■ Task to complete: Look through the records that follow. Copy every line containing the word "this".

■ Material provided:
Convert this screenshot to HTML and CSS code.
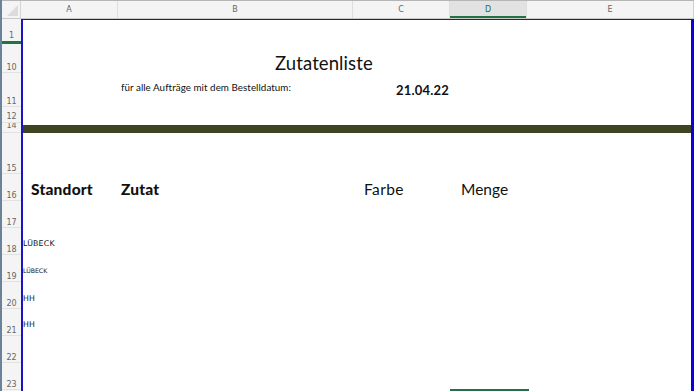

==

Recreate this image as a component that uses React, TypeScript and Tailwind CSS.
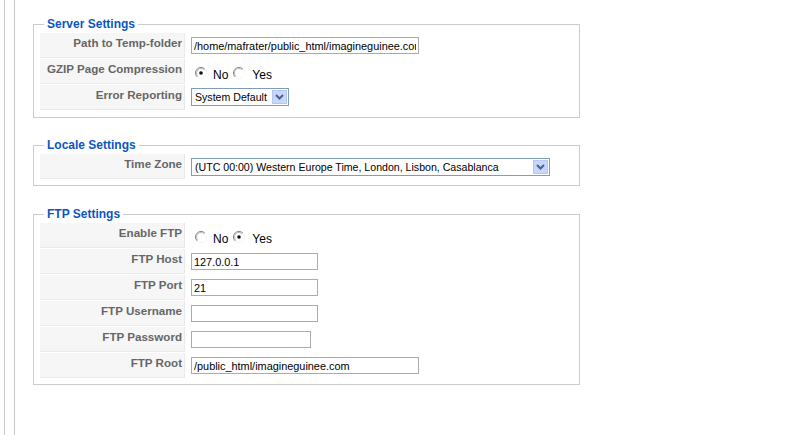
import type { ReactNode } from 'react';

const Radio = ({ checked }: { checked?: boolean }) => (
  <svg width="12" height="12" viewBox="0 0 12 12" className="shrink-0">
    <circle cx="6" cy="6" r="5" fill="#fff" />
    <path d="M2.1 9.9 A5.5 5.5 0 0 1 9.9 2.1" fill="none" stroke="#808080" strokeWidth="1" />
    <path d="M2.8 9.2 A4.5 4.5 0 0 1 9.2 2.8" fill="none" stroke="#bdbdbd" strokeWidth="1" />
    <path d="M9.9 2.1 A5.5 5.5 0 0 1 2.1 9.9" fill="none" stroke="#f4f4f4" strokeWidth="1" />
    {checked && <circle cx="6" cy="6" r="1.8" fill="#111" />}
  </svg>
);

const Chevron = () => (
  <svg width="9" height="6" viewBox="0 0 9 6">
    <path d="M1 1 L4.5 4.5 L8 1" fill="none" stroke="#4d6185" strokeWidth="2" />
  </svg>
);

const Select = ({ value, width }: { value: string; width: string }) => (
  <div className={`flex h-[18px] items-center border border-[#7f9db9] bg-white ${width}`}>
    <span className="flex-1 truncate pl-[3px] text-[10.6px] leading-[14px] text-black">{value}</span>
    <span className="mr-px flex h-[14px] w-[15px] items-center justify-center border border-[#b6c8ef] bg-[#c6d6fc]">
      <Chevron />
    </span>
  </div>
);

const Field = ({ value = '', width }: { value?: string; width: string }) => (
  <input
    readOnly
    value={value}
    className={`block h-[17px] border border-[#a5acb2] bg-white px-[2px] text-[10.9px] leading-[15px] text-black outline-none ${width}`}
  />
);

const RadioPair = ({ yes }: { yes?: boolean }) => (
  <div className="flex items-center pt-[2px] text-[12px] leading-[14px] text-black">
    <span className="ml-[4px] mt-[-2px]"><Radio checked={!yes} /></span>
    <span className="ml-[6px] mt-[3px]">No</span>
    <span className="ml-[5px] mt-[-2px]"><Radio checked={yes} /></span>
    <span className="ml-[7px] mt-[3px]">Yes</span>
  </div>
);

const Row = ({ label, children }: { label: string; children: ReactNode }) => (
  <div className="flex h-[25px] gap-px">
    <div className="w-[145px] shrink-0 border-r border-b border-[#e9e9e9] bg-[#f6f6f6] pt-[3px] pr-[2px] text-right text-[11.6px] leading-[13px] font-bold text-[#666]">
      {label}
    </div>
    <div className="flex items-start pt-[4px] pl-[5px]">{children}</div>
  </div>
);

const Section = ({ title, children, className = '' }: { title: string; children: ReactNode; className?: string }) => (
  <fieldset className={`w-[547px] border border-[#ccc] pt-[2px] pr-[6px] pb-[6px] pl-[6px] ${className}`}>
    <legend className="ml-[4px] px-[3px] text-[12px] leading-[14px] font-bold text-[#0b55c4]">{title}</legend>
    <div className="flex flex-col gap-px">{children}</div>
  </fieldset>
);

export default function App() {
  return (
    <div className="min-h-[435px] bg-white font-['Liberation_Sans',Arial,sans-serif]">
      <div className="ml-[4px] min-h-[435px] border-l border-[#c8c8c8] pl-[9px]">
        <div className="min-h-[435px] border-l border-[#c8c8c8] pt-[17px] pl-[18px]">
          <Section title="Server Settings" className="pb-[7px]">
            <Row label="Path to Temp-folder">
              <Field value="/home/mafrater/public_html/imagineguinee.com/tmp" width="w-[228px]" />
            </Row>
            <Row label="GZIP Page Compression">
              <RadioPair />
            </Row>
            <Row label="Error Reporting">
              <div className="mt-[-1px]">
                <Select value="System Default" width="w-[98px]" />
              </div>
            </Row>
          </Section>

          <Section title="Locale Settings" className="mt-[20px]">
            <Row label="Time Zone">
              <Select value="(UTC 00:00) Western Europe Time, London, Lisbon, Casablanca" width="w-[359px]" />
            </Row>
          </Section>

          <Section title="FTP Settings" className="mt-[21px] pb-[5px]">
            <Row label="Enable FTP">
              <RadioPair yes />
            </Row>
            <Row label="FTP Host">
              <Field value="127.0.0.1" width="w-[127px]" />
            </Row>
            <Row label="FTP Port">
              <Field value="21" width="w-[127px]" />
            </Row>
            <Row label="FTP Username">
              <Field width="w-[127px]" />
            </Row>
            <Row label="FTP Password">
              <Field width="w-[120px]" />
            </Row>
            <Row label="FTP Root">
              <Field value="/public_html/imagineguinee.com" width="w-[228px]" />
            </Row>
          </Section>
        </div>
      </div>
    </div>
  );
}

■ Output:
Convert this screenshot to HTML and CSS code.
Recreate this image as a component that uses React, TypeScript and Tailwind CSS.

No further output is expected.